Substituting $$f(5+h) = |(5+h)-5| = |h|$$.
Thus, the expression for the derivative becomes:
$$\lim_{h \to 0} \frac{|h| - 0}{h} = \lim_{h \to 0} \frac{|h|}{h}$$

**step8** Checking Left-hand and Right-hand Derivatives

To determine if the limit $$\lim_{h \to 0} \frac{|h|}{h}$$ exists, we must examine the right-hand derivative and the left-hand derivative:
For the right-hand derivative, as $$h$$ approaches $$0$$ from the positive side ($$h > 0$$), the absolute value of $$h$$ is simply $$h$$ (i.e., $$|h| = h$$):
$$\lim_{h \to 0^+} \frac{|h|}{h} = \lim_{h \to 0^+} \frac{h}{h} = \lim_{h \to 0^+} 1 = 1$$
For the left-hand derivative, as $$h$$ approaches $$0$$ from the negative side ($$h < 0$$), the absolute value of $$h$$ is negative $$h$$ (i.e., $$|h| = -h$$):
$$\lim_{h \to 0^-} \frac{|h|}{h} = \lim_{h \to 0^-} \frac{-h}{h} = \lim_{h \to 0^-} -1 = -1$$

**step9** Confirming Non-Differentiability

Since the right-hand derivative ($$1$$) is not equal to the left-hand derivative ($$-1$$), the limit $$\lim_{h \to 0} \frac{|h|}{h}$$ does not exist.
Consequently, the derivative $$f'(5)$$ does not exist.
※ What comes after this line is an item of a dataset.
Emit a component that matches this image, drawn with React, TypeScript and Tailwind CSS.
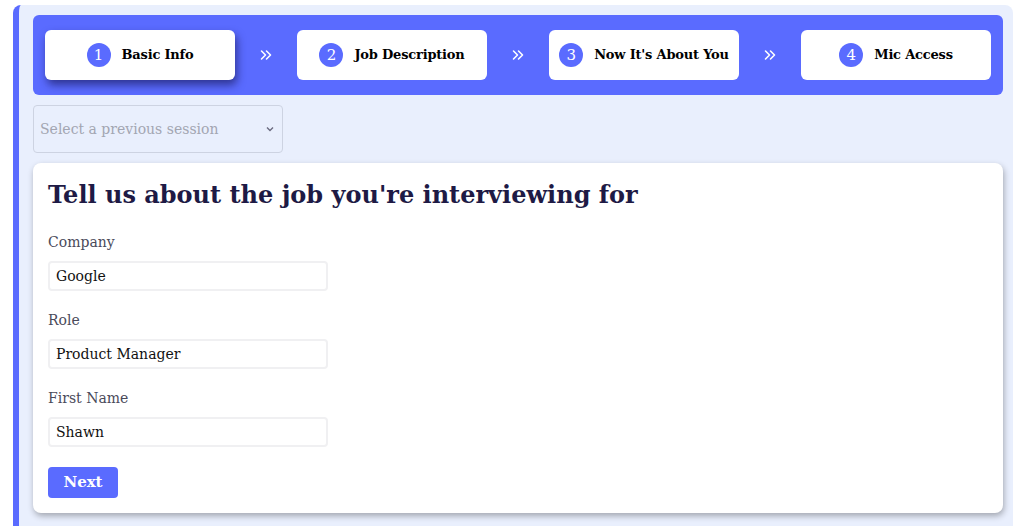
import React from "react";

const serif = { fontFamily: '"DejaVu Serif", "Liberation Serif", serif' };

function Step({ n, label, active }: { n: number; label: string; active?: boolean }) {
  return (
    <div
      className={
        "flex h-[50px] min-w-[190px] items-center justify-center gap-[11px] whitespace-nowrap rounded-md bg-white px-[10px] " +
        (active ? "shadow-[2px_5px_8px_rgba(25,25,90,0.65)]" : "")
      }
    >
      <span className="flex h-[24px] w-[24px] shrink-0 items-center justify-center rounded-full bg-[#5a6bff] text-[15px] leading-none text-white">
        {n}
      </span>
      <span className="text-[13px] font-bold tracking-[-0.2px] text-black">{label}</span>
    </div>
  );
}

function Chevrons() {
  return (
    <div className="flex w-[60px] shrink-0 justify-center">
      <svg width="14" height="14" viewBox="0 0 14 14" fill="none" stroke="white" strokeWidth="1.6" strokeLinecap="round" strokeLinejoin="round">
        <path d="M2.5 3l4 4-4 4" />
        <path d="M7.5 3l4 4-4 4" />
      </svg>
    </div>
  );
}

function Field({ label, value }: { label: string; value: string }) {
  return (
    <div>
      <div className="text-[14px] leading-[20px] text-[#4a4a5a]">{label}</div>
      <div className="mt-[9px] flex h-[30px] w-[280px] items-center rounded border-2 border-[#f0f0f2] px-[6px] text-[14px] text-[#111]">
        {value}
      </div>
    </div>
  );
}

export default function App() {
  return (
    <div className="min-h-screen bg-white pl-[13px] pr-[8px] pt-[5px]" style={serif}>
      <div className="min-h-[521px] rounded-t-lg border-l-[6px] border-[#5a6bff] bg-[#e9effd] pl-[14px] pr-[10px] pt-[10px]">
        <div className="flex h-[80px] items-center justify-between rounded-md bg-[#5a6bff] px-[12px]">
          <Step n={1} label="Basic Info" active />
          <Chevrons />
          <Step n={2} label="Job Description" />
          <Chevrons />
          <Step n={3} label="Now It's About You" />
          <Chevrons />
          <Step n={4} label="Mic Access" />
        </div>

        <div className="mt-[10px] flex h-[48px] w-[250px] items-center justify-between rounded border border-[#cdd3e2] pl-[6px] pr-[8px]">
          <span className="text-[14px] text-[#a3a6b2]">Select a previous session</span>
          <svg width="8" height="6" viewBox="0 0 8 6" fill="none" stroke="#6b6b80" strokeWidth="1.4">
            <path d="M1 1.5l3 3 3-3" />
          </svg>
        </div>

        <div className="mt-[10px] rounded-lg bg-white px-[15px] pb-[15px] pt-[16px] shadow-[1px_3px_6px_rgba(0,0,0,0.3)]">
          <h1 className="text-[24px] font-bold leading-[32px] text-[#1e1a45]">
            Tell us about the job you're interviewing for
          </h1>
          <div className="mt-[21px] flex flex-col gap-[19px]">
            <Field label="Company" value="Google" />
            <Field label="Role" value="Product Manager" />
            <Field label="First Name" value="Shawn" />
          </div>
          <button className="mt-[20px] flex h-[31px] w-[70px] items-center justify-center rounded bg-[#5a6bff] text-[15px] font-bold text-white">
            Next
          </button>
        </div>
      </div>
    </div>
  );
}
This demonstrates that the function $$f(x)=|x-5|$$ is not differentiable at $$x=5$$.

**step10** Conclusion

Through a rigorous step-by-step analysis, we have conclusively shown that the function $$f(x)=|x-5|$$ satisfies all conditions for continuity at $$x=5$$. However, we have also demonstrated that the limit defining its derivative at $$x=5$$ does not exist, due to the differing values of its left-hand and right-hand derivatives. This confirms that $$f(x)=|x-5|$$ is continuous but not differentiable at $$x=5$$, a characteristic often observed at "sharp corners" or "cusps" in a function's graph.